Using the conversion factors presented in the charts, I will demonstrate to students how to solve problems that require converting from one unit of measure to another by using the concept of ratio relationship. I will complete three examples... One for each of the presented charts (one for converting within the customary system of measurement, one for converting withing the metric system of measurement, and one for converting between the two systems).
The examples that I will use for my demonstration are as follows:
- How many yards are in 4 feet?
- How many deciliters are in 48.7 kiloliters?
- How many centimeters are in 7 inches?
For each problem, I will provide a visual solution to illustrate the meaning of the problem and then I will solve the problems using ratios and proportions.
Try It Out
I will have my students attempt to convert measurements by trying the following problems:
- How many cups are in 9 pints?
- How many decagrams are in 324.7 centigrams?
- How many centimeters are in 50.8 inches?
During this time, I will be traveling the room to check to see if students are grasping the concept.

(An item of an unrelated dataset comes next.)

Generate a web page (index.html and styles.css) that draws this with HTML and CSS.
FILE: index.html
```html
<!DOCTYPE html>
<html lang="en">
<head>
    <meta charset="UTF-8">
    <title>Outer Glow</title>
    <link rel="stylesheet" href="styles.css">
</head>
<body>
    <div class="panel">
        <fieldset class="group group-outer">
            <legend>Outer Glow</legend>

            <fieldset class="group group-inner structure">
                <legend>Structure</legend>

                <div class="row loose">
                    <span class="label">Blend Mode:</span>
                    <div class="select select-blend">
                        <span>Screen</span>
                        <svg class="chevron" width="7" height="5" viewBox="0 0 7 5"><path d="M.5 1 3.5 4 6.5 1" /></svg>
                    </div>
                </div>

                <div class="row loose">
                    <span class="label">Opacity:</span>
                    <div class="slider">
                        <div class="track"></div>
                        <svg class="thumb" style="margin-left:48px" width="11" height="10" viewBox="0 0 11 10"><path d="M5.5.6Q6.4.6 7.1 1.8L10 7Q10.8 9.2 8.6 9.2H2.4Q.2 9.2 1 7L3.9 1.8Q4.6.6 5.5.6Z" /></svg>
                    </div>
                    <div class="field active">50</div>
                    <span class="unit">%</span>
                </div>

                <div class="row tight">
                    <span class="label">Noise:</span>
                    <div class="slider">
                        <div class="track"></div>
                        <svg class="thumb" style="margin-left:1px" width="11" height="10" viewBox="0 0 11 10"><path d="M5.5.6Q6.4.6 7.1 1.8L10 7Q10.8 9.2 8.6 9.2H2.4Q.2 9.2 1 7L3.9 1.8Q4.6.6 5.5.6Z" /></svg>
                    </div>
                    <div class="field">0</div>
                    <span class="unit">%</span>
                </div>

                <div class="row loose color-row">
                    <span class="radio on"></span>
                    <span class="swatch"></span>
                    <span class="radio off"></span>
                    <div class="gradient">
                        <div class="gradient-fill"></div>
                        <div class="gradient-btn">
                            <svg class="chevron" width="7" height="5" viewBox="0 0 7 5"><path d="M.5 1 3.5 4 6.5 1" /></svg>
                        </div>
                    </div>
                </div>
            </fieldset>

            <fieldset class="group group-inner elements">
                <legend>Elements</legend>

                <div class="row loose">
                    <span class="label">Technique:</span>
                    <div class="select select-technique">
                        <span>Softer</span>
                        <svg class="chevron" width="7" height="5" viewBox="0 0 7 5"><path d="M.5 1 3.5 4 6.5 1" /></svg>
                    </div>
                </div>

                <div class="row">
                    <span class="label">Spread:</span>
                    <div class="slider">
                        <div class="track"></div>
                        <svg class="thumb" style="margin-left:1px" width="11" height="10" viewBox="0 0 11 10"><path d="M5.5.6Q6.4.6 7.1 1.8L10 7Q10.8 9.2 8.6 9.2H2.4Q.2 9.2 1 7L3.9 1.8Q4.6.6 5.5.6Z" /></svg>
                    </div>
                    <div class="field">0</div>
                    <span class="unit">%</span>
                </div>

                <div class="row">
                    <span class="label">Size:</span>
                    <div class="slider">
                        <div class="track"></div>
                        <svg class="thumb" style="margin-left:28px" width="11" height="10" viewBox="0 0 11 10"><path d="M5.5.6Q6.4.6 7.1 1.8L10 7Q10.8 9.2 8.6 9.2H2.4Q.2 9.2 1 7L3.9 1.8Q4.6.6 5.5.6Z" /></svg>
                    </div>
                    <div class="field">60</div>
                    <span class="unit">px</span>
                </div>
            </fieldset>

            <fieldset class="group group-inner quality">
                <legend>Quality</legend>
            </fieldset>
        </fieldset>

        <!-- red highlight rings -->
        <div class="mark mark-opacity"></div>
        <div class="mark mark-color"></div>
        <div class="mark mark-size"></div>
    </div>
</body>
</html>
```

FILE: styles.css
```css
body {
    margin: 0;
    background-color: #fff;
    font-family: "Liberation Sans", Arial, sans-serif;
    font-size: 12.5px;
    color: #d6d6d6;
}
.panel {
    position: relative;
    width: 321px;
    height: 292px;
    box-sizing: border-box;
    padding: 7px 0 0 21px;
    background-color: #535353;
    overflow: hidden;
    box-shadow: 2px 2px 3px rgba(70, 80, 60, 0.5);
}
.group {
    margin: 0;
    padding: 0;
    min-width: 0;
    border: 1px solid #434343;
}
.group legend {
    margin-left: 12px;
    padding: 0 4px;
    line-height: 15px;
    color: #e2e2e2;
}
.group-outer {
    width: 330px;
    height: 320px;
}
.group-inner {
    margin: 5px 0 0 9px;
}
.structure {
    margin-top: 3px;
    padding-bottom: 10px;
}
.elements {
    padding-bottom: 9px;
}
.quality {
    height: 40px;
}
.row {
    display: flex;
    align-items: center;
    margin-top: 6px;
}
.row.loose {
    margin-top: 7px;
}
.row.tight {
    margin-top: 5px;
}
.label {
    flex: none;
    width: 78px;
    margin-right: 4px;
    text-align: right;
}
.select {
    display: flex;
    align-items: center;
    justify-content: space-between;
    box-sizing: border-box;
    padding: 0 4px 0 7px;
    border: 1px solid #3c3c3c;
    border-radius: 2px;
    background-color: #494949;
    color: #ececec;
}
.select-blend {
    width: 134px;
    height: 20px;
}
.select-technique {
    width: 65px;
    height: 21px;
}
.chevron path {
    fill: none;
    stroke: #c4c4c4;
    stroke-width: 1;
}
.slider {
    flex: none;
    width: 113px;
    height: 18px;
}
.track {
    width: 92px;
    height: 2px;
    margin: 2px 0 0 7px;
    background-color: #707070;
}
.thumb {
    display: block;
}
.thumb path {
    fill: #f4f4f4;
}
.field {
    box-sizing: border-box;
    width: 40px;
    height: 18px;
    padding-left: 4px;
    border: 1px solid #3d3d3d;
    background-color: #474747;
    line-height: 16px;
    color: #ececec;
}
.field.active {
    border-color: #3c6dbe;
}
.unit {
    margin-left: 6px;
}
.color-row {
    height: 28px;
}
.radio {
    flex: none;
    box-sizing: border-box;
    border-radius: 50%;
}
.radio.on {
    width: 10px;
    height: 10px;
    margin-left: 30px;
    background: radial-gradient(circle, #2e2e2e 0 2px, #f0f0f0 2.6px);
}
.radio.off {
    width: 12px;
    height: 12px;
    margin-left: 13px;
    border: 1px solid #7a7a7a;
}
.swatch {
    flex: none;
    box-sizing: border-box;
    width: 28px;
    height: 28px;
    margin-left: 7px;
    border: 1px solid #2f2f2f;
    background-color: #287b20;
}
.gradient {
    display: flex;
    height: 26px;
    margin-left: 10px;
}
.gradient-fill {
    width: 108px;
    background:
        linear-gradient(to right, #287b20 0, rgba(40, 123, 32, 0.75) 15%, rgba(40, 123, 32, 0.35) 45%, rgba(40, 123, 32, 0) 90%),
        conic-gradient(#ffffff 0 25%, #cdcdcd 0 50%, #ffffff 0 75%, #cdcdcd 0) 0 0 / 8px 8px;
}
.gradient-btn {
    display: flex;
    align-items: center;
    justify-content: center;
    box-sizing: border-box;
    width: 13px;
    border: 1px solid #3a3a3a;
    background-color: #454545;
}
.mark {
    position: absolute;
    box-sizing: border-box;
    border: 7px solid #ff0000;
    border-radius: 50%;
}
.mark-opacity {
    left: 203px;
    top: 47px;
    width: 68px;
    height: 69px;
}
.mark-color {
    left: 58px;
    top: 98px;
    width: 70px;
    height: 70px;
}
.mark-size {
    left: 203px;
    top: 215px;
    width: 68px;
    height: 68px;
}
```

Then we will go over the answers to each of the problems. Those students who show that they are still struggling with the concept will work in a teacher led group so that I may have an opportunity to get rid of any misconceptions they may have and fill in any gaps in skills and prerequisite knowledge necessary to successfully complete the task for today.

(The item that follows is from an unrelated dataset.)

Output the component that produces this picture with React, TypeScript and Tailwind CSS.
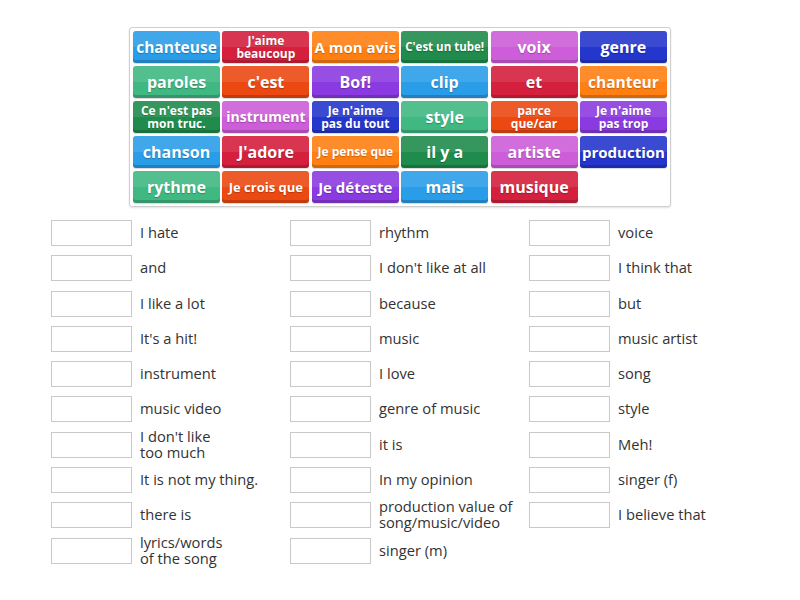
import React from 'react';

const colors: Record<string, string> = {
  blue: 'bg-[#2a9de8]',
  red: 'bg-[#d4203d]',
  orange: 'bg-[#ff7f12]',
  dkgreen: 'bg-[#1f8b4c]',
  pink: 'bg-[#cd5dd8]',
  dkblue: 'bg-[#2436cc]',
  ltgreen: 'bg-[#40b882]',
  redorange: 'bg-[#ec4912]',
  purple: 'bg-[#8a3ae0]',
};

type Tile = { text: string[]; color: string; size: string };

const tiles: Tile[] = [
  { text: ['chanteuse'], color: 'blue', size: 'text-[15.5px]' },
  { text: ["J'aime", 'beaucoup'], color: 'red', size: 'text-[12px]' },
  { text: ['A mon avis'], color: 'orange', size: 'text-[15px]' },
  { text: ["C'est un tube!"], color: 'dkgreen', size: 'text-[11.5px]' },
  { text: ['voix'], color: 'pink', size: 'text-[16px]' },
  { text: ['genre'], color: 'dkblue', size: 'text-[16px]' },

  { text: ['paroles'], color: 'ltgreen', size: 'text-[16px]' },
  { text: ["c'est"], color: 'redorange', size: 'text-[16px]' },
  { text: ['Bof!'], color: 'purple', size: 'text-[16px]' },
  { text: ['clip'], color: 'blue', size: 'text-[16px]' },
  { text: ['et'], color: 'red', size: 'text-[16px]' },
  { text: ['chanteur'], color: 'orange', size: 'text-[15.5px]' },

  { text: ["Ce n'est pas", 'mon truc.'], color: 'dkgreen', size: 'text-[12px]' },
  { text: ['instrument'], color: 'pink', size: 'text-[14px]' },
  { text: ["Je n'aime", 'pas du tout'], color: 'dkblue', size: 'text-[12px]' },
  { text: ['style'], color: 'ltgreen', size: 'text-[16px]' },
  { text: ['parce', 'que/car'], color: 'redorange', size: 'text-[12px]' },
  { text: ["Je n'aime", 'pas trop'], color: 'purple', size: 'text-[12px]' },

  { text: ['chanson'], color: 'blue', size: 'text-[16px]' },
  { text: ["J'adore"], color: 'red', size: 'text-[16px]' },
  { text: ['Je pense que'], color: 'orange', size: 'text-[12px]' },
  { text: ['il y a'], color: 'dkgreen', size: 'text-[16px]' },
  { text: ['artiste'], color: 'pink', size: 'text-[16px]' },
  { text: ['production'], color: 'dkblue', size: 'text-[15px]' },

  { text: ['rythme'], color: 'ltgreen', size: 'text-[16px]' },
  { text: ['Je crois que'], color: 'redorange', size: 'text-[13px]' },
  { text: ['Je déteste'], color: 'purple', size: 'text-[15px]' },
  { text: ['mais'], color: 'blue', size: 'text-[16px]' },
  { text: ['musique'], color: 'red', size: 'text-[16px]' },
];

const columns: string[][][] = [
  [
    ['I hate'],
    ['and'],
    ['I like a lot'],
    ["It's a hit!"],
    ['instrument'],
    ['music video'],
    ["I don't like", 'too much'],
    ['It is not my thing.'],
    ['there is'],
    ['lyrics/words', 'of the song'],
  ],
  [
    ['rhythm'],
    ["I don't like at all"],
    ['because'],
    ['music'],
    ['I love'],
    ['genre of music'],
    ['it is'],
    ['In my opinion'],
    ['production value of', 'song/music/video'],
    ['singer (m)'],
  ],
  [
    ['voice'],
    ['I think that'],
    ['but'],
    ['music artist'],
    ['song'],
    ['style'],
    ['Meh!'],
    ['singer (f)'],
    ['I believe that'],
  ],
];

function WordTile({ tile }: { tile: Tile }) {
  return (
    <div
      className={`${colors[tile.color]} relative h-[32px] rounded-[3px] flex items-center justify-center text-center text-white font-bold shadow-[inset_0_-3px_0_rgba(0,0,0,0.18),0_1px_1px_rgba(0,0,0,0.15)] overflow-hidden whitespace-nowrap`}
    >
      <div className="absolute inset-x-0 top-0 h-1/2 bg-white/10"></div>
      <span
        className={`${tile.size} relative ${tile.text.length === 1 ? 'leading-[20px]' : 'leading-[13px]'} [text-shadow:0_1px_1px_rgba(0,0,0,0.25)]`}
      >
        {tile.text[0]}
        {tile.text.length > 1 && (
          <>
            <br />
            {tile.text[1]}
          </>
        )}
      </span>
    </div>
  );
}

export default function App() {
  return (
    <div className="w-[800px] h-[600px] bg-white font-['Open_Sans',sans-serif] pt-[27px]">
      <div className="ml-[129px] w-[542px] border border-[#cfcfcf] rounded-[3px] p-[3px] shadow-[0_1px_2px_rgba(0,0,0,0.12)]">
        <div className="grid grid-cols-[repeat(6,87px)] gap-x-[2.4px] gap-y-[3px]">
          {tiles.map((t, i) => (
            <WordTile key={i} tile={t} />
          ))}
        </div>
      </div>

      <div className="flex pl-[51px] mt-[13px]">
        {columns.map((col, ci) => (
          <div key={ci} className="w-[239px] flex flex-col gap-[9.3px]">
            {col.map((lines, ri) => (
              <div key={ri} className="flex items-center h-[26px]">
                <div className="w-[81px] h-[26px] border border-[#c9c9c9] bg-white shrink-0"></div>
                <p className="pl-[8px] -mt-[2px] text-[14.7px] leading-[16px] text-[#333] whitespace-nowrap">
                  {lines[0]}
                  {lines.length > 1 && (
                    <>
                      <br />
                      {lines[1]}
                    </>
                  )}
                </p>
              </div>
            ))}
          </div>
        ))}
      </div>
    </div>
  );
}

For the independent practice, I am providing three options that can be used in many ways (i.e. different students can complete different assignments according to their ability and learning style, they can be used on different days so that students can explore this concept over more than one day, or they can be used during different parts of one lesson that would last for more than one day).
OPTION 1: This option is a task that highlights the concept surrounding ratio by measuring using unconventional means. For example, students will measure the length and width of a rectangle using nickels, M&M's, beans, paper clips... etc. Basically, you can have the students use any small object as a unit of measure and then, you would have the students create their own conversion factor based upon the different measurement. For instance one conversion factor might end up being 1 paper clip = 2.5 beans.

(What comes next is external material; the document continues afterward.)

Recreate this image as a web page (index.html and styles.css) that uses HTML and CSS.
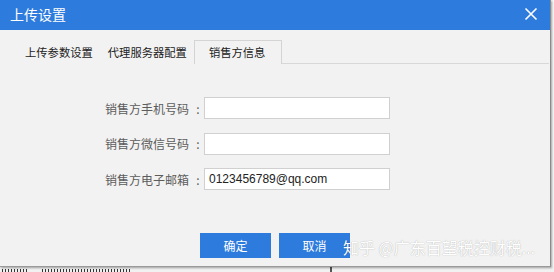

OPTION 2: This option is a task that is similar to the OPTION 1 task in that you are measuring using unconventional means. However, you are basically using your own body.
OPTION 3: This option is a worksheet. This worksheet can be used as a way of assessing student understanding individually while the other two options require a collaboration among the students.
My students will complete all three of these options. I will first have them complete Options 1 and 2, and I will use Option 3 as a formative assessment that they will complete individually.
These assignments will be completed over a two day period. I will have my students complete option 1 on day 1, option 2 will be completed on the second day after a brief review of the concept, and option 3 will be used at the end of day 2 to check for mastery.
To close out this lesson, the different students groups will present their work. Using the authentic responses to the presentation, I will facilitate a discussion using strategic questioning and well placed comments to foster a deeper understanding of the concept taught in this lesson.
Students should be able to convey what they have learned by explaining their work while using precise mathematical language. By now, my students realize that their work will be critiqued and should be ready to defend their solution strategies or concede their inaccuracies thereby correcting their thinking and understanding.